CNN for sentence regression

hywook4 · December 7, 2019, 8:35am

Hi, I’ve just started NLP and using pytorch.

I’m struggling building a model for predicting rate of the movie with review as input.

I’ve preprocessed all my data and it’s shape is like below

   v1     v2     v3     v4 ....  vp

w1 1.1 0.2 0.1 2.1 x.xx
w2 … …
w3
w4
.
.
wl

each Wi represent tokenized word of the review and
V1~p represent the vector for the word.

So, know I’ve got every word represented 300 dimension vector.

For my model, I limited length of the sentence (the number of words in sentence) 140, so each review is represented as (140, 300) which is 140 words for each sentence and 300 size vector for one word.

Now here’s the problem

%EC%BA%A1%EC%B2%98

I’d like to design my model using 2d CNN as above, which will result in looking at 2 words each convolution.

How do I implement this?

I’m really confused with torch.nn.Conv2d’s parameters and struggling understanding it!

Please someone help!

VikasRajashekar · December 7, 2019, 9:59pm

I am adding an example code. You have to implement convolutions of size (2Xembdedding_size) in your case 300. You can modify the below code for your case.



class Example(nn.Module):


    def __init__(self, vocab_size, output_size, embedding_dim, drop_prob,n_filters,filter_sizes):
        
        """
        Settin up the parameters.
        """
        super(Intent_CNN, self).__init__()

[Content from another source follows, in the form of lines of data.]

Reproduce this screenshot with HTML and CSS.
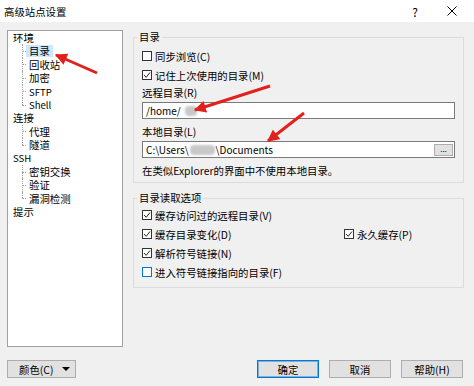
FILE: index.html
```html
<!DOCTYPE html>
<html lang="zh-CN">
<head>
  <meta charset="UTF-8" />
  <title>高级站点设置</title>
  <link rel="stylesheet" href="styles.css">
</head>
<body>
  <div class="dialog">
    <div class="titlebar">
      <span class="title">高级站点设置</span>
      <span class="help">?</span>
      <span class="close">
        <svg width="10" height="10" viewBox="0 0 10 10"><path d="M0.5 0.5 L9.5 9.5 M9.5 0.5 L0.5 9.5" stroke="#000" stroke-width="1"/></svg>
      </span>
    </div>

    <div class="main">
      <div class="tree">
        <div class="row">环境</div>
        <div class="children">
          <div class="row child"><span class="label selected">目录</span></div>
          <div class="row child"><span class="label">回收站</span></div>
          <div class="row child"><span class="label">加密</span></div>
          <div class="row child"><span class="label latin">SFTP</span></div>
          <div class="row child"><span class="label latin">Shell</span></div>
        </div>
        <div class="row">连接</div>
        <div class="children">
          <div class="row child"><span class="label">代理</span></div>
          <div class="row child"><span class="label">隧道</span></div>
        </div>
        <div class="row latin">SSH</div>
        <div class="children">
          <div class="row child"><span class="label">密钥交换</span></div>
          <div class="row child"><span class="label">验证</span></div>
          <div class="row child"><span class="label">漏洞检测</span></div>
        </div>
        <div class="row">提示</div>
      </div>

      <div class="pane">
        <fieldset class="group dirs">
          <legend>目录</legend>
          <label class="check first"><span class="box"></span>同步浏览(C)</label>
          <label class="check"><span class="box"><svg width="8" height="8" viewBox="0 0 8 8"><path d="M1 4 L3.2 6.3 L7 1.5" fill="none" stroke="#222" stroke-width="1"/></svg></span>记住上次使用的目录(M)</label>
          <div class="field-label">远程目录(R)</div>
          <div class="input">/home/<span class="blur short"></span></div>
          <div class="field-label local">本地目录(L)</div>
          <div class="input">C:\Users\<span class="blur long"></span>\Documents<span class="browse">...</span></div>
          <div class="note">在类似Explorer的界面中不使用本地目录。</div>
        </fieldset>

        <fieldset class="group options">
          <legend>目录读取选项</legend>
          <label class="check"><span class="box"><svg width="8" height="8" viewBox="0 0 8 8"><path d="M1 4 L3.2 6.3 L7 1.5" fill="none" stroke="#222" stroke-width="1"/></svg></span>缓存访问过的远程目录(V)</label>
          <div class="pair">
            <label class="check"><span class="box"><svg width="8" height="8" viewBox="0 0 8 8"><path d="M1 4 L3.2 6.3 L7 1.5" fill="none" stroke="#222" stroke-width="1"/></svg></span>缓存目录变化(D)</label>
            <label class="check"><span class="box"><svg width="8" height="8" viewBox="0 0 8 8"><path d="M1 4 L3.2 6.3 L7 1.5" fill="none" stroke="#222" stroke-width="1"/></svg></span>永久缓存(P)</label>
          </div>
          <label class="check"><span class="box"><svg width="8" height="8" viewBox="0 0 8 8"><path d="M1 4 L3.2 6.3 L7 1.5" fill="none" stroke="#222" stroke-width="1"/></svg></span>解析符号链接(N)</label>
          <label class="check"><span class="box focus"></span>进入符号链接指向的目录(F)</label>
        </fieldset>
      </div>
    </div>

    <div class="footer">
      <div class="btn color">颜色(C)<span class="caret"></span></div>
      <div class="actions">
        <div class="btn default">确定</div>
        <div class="btn">取消</div>
        <div class="btn">帮助(H)</div>
      </div>
    </div>

    <svg class="arrows" width="474" height="386" viewBox="0 0 474 386">
      <defs>
        <marker id="head" viewBox="0 0 10 10" refX="9" refY="5" markerWidth="4.2" markerHeight="4" orient="auto">
          <path d="M0 0 L10 5 L0 10 z" fill="#e3211c"/>
        </marker>
      </defs>
      <line x1="97" y1="73" x2="56" y2="55" stroke="#e3211c" stroke-width="3" marker-end="url(#head)"/>
      <line x1="270" y1="86" x2="195" y2="110" stroke="#e3211c" stroke-width="3" marker-end="url(#head)"/>
      <line x1="304" y1="113" x2="268" y2="141" stroke="#e3211c" stroke-width="3" marker-end="url(#head)"/>
    </svg>
  </div>
</body>
</html>
```

FILE: styles.css
```css
* {
  box-sizing: border-box;
}

body {
  margin: 0;
  font-family: "Noto Sans CJK SC", "Noto Sans", sans-serif;
  font-size: 10.4px;
  color: #000;
  background: #f0f0f0;
}

.dialog {
  position: relative;
  width: 474px;
  height: 386px;
  background: #f0f0f0;
  overflow: hidden;
}

.titlebar {
  height: 22px;
  background: #fff;
  display: flex;
  align-items: center;
  padding: 0 12px 0 4px;
}

.title {
  flex: 1;
}

.help {
  width: 20px;
  text-align: center;
  font-size: 12px;
  margin-right: 17px;
}

.close {
  width: 20px;
  display: flex;
  justify-content: center;
}

.main {
  display: flex;
  gap: 10px;
  padding: 8px 10px 0 7px;
}

.tree {
  width: 116px;
  height: 317px;
  background: #fff;
  border: 1px solid #a0a0a0;
  padding: 0 0 0 5px;
}

.row {
  height: 13.4px;
  line-height: 13.4px;
  white-space: nowrap;
}

.latin {
  font-size: 9.6px;
}

.children {
  margin-left: 9px;
}

.child {
  position: relative;
  padding-left: 4px;
}

.child::before {
  content: "";
  position: absolute;
  left: 0;
  top: 50%;
  width: 4px;
  border-top: 1px dotted #a0a0a0;
}

.child::after {
  content: "";
  position: absolute;
  left: 0;
  top: 0;
  bottom: 0;
  border-left: 1px dotted #a0a0a0;
}

.child:last-child::after {
  bottom: 50%;
}

.label {
  display: inline-block;
  padding: 0 3px;
  line-height: 12px;
}

.selected {
  background: #cce8ff;
}

.pane {
  width: 331px;
}

.group {
  margin: 1px 0 0;
  padding: 0 8px 4px;
  border: 1px solid #dcdcdc;
  min-width: 0;
}

.group legend {
  margin-left: -5px;
  padding: 0 2px;
  line-height: 12px;
}

.check {
  display: flex;
  align-items: center;
  gap: 3px;
  height: 19px;
  white-space: nowrap;
}

.check.first {
  margin-top: 3.5px;
}

.box {
  width: 10px;
  height: 10px;
  border: 1px solid #333;
  background: #fff;
  display: flex;
  align-items: center;
  justify-content: center;
}

.box.focus {
  border-color: #0078d7;
}

.field-label {
  line-height: 14px;
  margin-top: 1.5px;
}

.field-label.local {
  margin-top: 6px;
}

.input {
  height: 17px;
  margin-top: 2px;
  border: 1px solid #7a7a7a;
  background: #fff;
  display: flex;
  align-items: center;
  padding-left: 3px;
  font-size: 10px;
}

.blur {
  display: inline-block;
  height: 10px;
  background: #c8c8c8;
  border-radius: 4px;
  filter: blur(1px);
}

.blur.short {
  width: 12px;
  margin-left: 4px;
}

.blur.long {
  width: 25px;
  margin: 0 1px;
}

.browse {
  margin-left: auto;
  margin-right: 1px;
  width: 19px;
  height: 12px;
  background: #e1e1e1;
  border: 1px solid #adadad;
  font-size: 8px;
  line-height: 8px;
  text-align: center;
}

.note {
  line-height: 14px;
  margin-top: 6px;
}

.options {
  margin-top: 9px;
  padding-top: 1.5px;
  padding-bottom: 5px;
}

.pair {
  display: grid;
  grid-template-columns: 202px auto;
}

.footer {
  display: flex;
  justify-content: space-between;
  padding: 13px 11px 0 7px;
}

.actions {
  display: flex;
  gap: 10px;
}

.btn {
  width: 62px;
  height: 18px;
  background: #e1e1e1;
  border: 1px solid #adadad;
  display: flex;
  align-items: center;
  justify-content: center;
}

.btn.default {
  border-color: #0078d7;
  box-shadow: inset 0 0 0 1px rgba(0, 120, 215, 0.45);
}

.btn.color {
  width: 69px;
  justify-content: flex-start;
  padding: 0 5px 0 11px;
}

.caret {
  margin-left: auto;
  width: 0;
  height: 0;
  border-left: 4px solid transparent;
  border-right: 4px solid transparent;
  border-top: 4px solid #000;
}

.arrows {
  position: absolute;
  left: 0;
  top: 0;
  pointer-events: none;
}
```
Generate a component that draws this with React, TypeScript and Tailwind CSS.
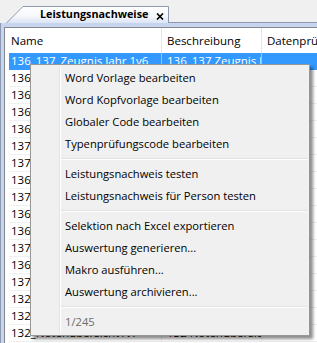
import React from "react";

const rows: [string, string][] = [
  ["136_137_Zeugnis Jahr 1v6", "136_137 Zeugnis Jahr 1v6"],
  ["136_Zeugnis Semester 1v6", "136 Zeugnis Semester 1v6"],
  ["136_Zeugnis Jahr 2v6", "136 Zeugnis Jahr 2v6"],
  ["136_Zeugnis Semester 2v6", "136 Zeugnis Semester 2v6"],
  ["136_Zwischenbericht 1v6", "136 Zwischenbericht 1v6"],
  ["137_Zeugnis Jahr 1v6", "137 Zeugnis Jahr 1v6"],
  ["137_Zeugnis Semester 1v6", "137 Zeugnis Semester 1v6"],
  ["136_Notenübersicht 1v6", "136 Notenübersicht 1v6"],
  ["137_Notenübersicht 1v6", "137 Notenübersicht 1v6"],
  ["136_Lernbericht 1v6", "136 Lernbericht 1v6"],
  ["136_Lernbericht 2v6", "136 Lernbericht 2v6"],
  ["137_Lernbericht 1v6", "137 Lernbericht 1v6"],
  ["136_Beurteilung 1v6", "136 Beurteilung 1v6"],
  ["137_Beurteilung 1v6", "137 Beurteilung 1v6"],
  ["132_Zeugnis Jahr 1v7", "132 Zeugnis Jahr 1v7"],
  ["132_Zeugnis Semester 1v7", "132 Zeugnis Semester 1v7"],
  ["132_Notenübersicht1v7", "132 Notenübersicht 1v7"],
];

type MenuEntry = { sep: true } | { label: string; disabled?: boolean };

const menu: MenuEntry[] = [
  { label: "Word Vorlage bearbeiten" },
  { label: "Word Kopfvorlage bearbeiten" },
  { label: "Globaler Code bearbeiten" },
  { label: "Typenprüfungscode bearbeiten" },
  { sep: true },
  { label: "Leistungsnachweis testen" },
  { label: "Leistungsnachweis für Person testen" },
  { sep: true },
  { label: "Selektion nach Excel exportieren" },
  { label: "Auswertung generieren..." },
  { label: "Makro ausführen..." },
  { label: "Auswertung archivieren..." },
  { sep: true },
  { label: "1/245", disabled: true },
];

export default function App() {
  return (
    <div className="relative w-[317px] h-[343px] overflow-hidden bg-[#f0f0f0] font-['Open_Sans',sans-serif] text-[11.5px] text-black leading-none">
      {/* tab strip */}
      <div className="flex h-[23px] items-end">
        <div className="w-[6px] h-full" />
        <div className="relative w-[163px] h-[17px] shrink-0">
          <svg className="absolute inset-0" width="163" height="17" viewBox="0 0 163 17">
            <defs>
              <linearGradient id="tabg" x1="0" y1="0" x2="0" y2="1">
                <stop offset="0" stopColor="#ffffff" />
                <stop offset="0.55" stopColor="#f6f8fc" />
                <stop offset="1" stopColor="#d9e3f5" />
              </linearGradient>
            </defs>
            <path d="M0 17.5 L17 0.5 H162.5 V17.5" fill="url(#tabg)" stroke="#8d99b0" strokeWidth="1" />
          </svg>
          <span className="absolute left-[34px] top-[1px] h-[15px] flex items-center font-bold text-[10.8px]">
            Leistungsnachweise
          </span>
          <svg className="absolute left-[150px] top-[7px]" width="8" height="7" viewBox="0 0 8 7">
            <path d="M1 0.5 L7 6.5 M7 0.5 L1 6.5" stroke="#000" strokeWidth="1.6" />
          </svg>
        </div>
        <div className="flex-1 h-full border-b border-[#8d99b0]" />
      </div>

      {/* panel */}
      <div className="flex h-[320px]">
        <div className="w-[6px] bg-[#e4e8f0]" />
        <div className="flex-1 border-l border-[#8d99b0] bg-[#c7d5ef] pl-[3px] pt-[4px]">
          <div className="h-full border-l border-t border-[#828790] bg-white">
            {/* header */}
            <div className="flex h-[25px] items-center">
              <div className="w-[157px] h-full border-r border-[#e3e5e8] pl-[6px] flex items-center">Name</div>
              <div className="w-[100px] h-full border-r border-[#e3e5e8] pl-[5px] flex items-center">Beschreibung</div>
              <div className="flex-1 h-full pl-[5px] flex items-center whitespace-nowrap overflow-hidden">Datenprüfung</div>
            </div>
            {/* rows */}
            <div className="pl-[4px]">
              {rows.map(([a, b], i) => {
                const sel = i === 0;
                return (
                  <div
                    key={i}
                    className={
                      sel
                        ? "flex h-[17px] bg-[#3399ff] text-white border-b border-[#3399ff]"
                        : "flex h-[17px] border-b border-[#f0f0f0]"
                    }
                  >
                    <div
                      className={
                        sel
                          ? "w-[153px] border-r border-[#8cc4ff] pl-[2px] flex items-center whitespace-nowrap overflow-hidden"
                          : "w-[153px] border-r border-[#f0f0f0] pl-[2px] flex items-center whitespace-nowrap overflow-hidden"
                      }
                    >
                      {a}
                    </div>
                    <div
                      className={
                        sel
                          ? "w-[100px] border-r border-[#8cc4ff] pl-[5px] pr-[14px] flex items-center whitespace-nowrap overflow-hidden"
                          : "w-[100px] border-r border-[#f0f0f0] pl-[5px] pr-[8px] flex items-center whitespace-nowrap overflow-hidden"
                      }
                    >
                      {b}
                    </div>
                    <div className="flex-1" />
                  </div>
                );
              })}
            </div>
          </div>
        </div>
      </div>

      {/* context menu */}
      <div className="absolute left-[30px] top-[64px] w-[280px] border border-[#979797] bg-[#f0f0f0] py-[2px] text-[11.2px] shadow-[3px_3px_3px_rgba(0,0,0,0.45)]">
        <div className="absolute left-[28px] top-[2px] bottom-[2px] w-px bg-[#e2e3e3]" />
        <div className="absolute left-[29px] top-[2px] bottom-[2px] w-px bg-white" />
        {menu.map((m, i) =>
          "sep" in m ? (
            <div key={i} className="h-[8px] pl-[30px] pr-[2px] flex flex-col justify-center">
              <div className="h-px bg-[#e0e0e0]" />
              <div className="h-px bg-white" />
            </div>
          ) : (
            <div
              key={i}
              className={
                m.disabled
                  ? "relative h-[22px] pl-[34px] flex items-center text-[#6d6d6d]"
                  : "relative h-[22px] pl-[34px] flex items-center"
              }
            >
              {m.label}
            </div>
          )
        )}
      </div>
    </div>
  );
}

        self.output_size = output_size
        
        # embedding layer and LSTM layers 
        self.embedding = nn.Embedding(vocab_size, embedding_dim)
        self.convs = nn.ModuleList([
                                    nn.Conv2d(in_channels = 1, 
                                              out_channels = n_filters, 
                                              kernel_size = (fs, embedding_dim)) 
                                    for fs in filter_sizes
                                    ])
        
        self.fc = nn.Linear(len(filter_sizes) * n_filters, output_size)
        
        self.dropout = nn.Dropout(drop_prob)

        

    def forward(self, x):
        """
        Perform a forward pass

        """
        #print("X initial",x.shape)

        batch_size = x.size(0)
        
        x = x.long()
        #print("X long",x.shape)
        
     
        embeds = self.embedding(x)
        
        
        embedded = embeds.unsqueeze(1)
        #print("embeds",embedded.shape)
      
        conved = [F.relu(conv(embedded)).squeeze(3) for conv in self.convs]
            
        #conved_n = [batch size, n_filters, sent len - filter_sizes[n] + 1]
                
        pooled = [F.max_pool1d(conv, conv.shape[2]).squeeze(2) for conv in conved]
        
        #pooled_n = [batch size, n_filters]
        
        cat = self.dropout(torch.cat(pooled, dim = 1))
        
        #cat = [batch size, n_filters * len(filter_sizes)]
        out=self.fc(cat)
        
        
        return out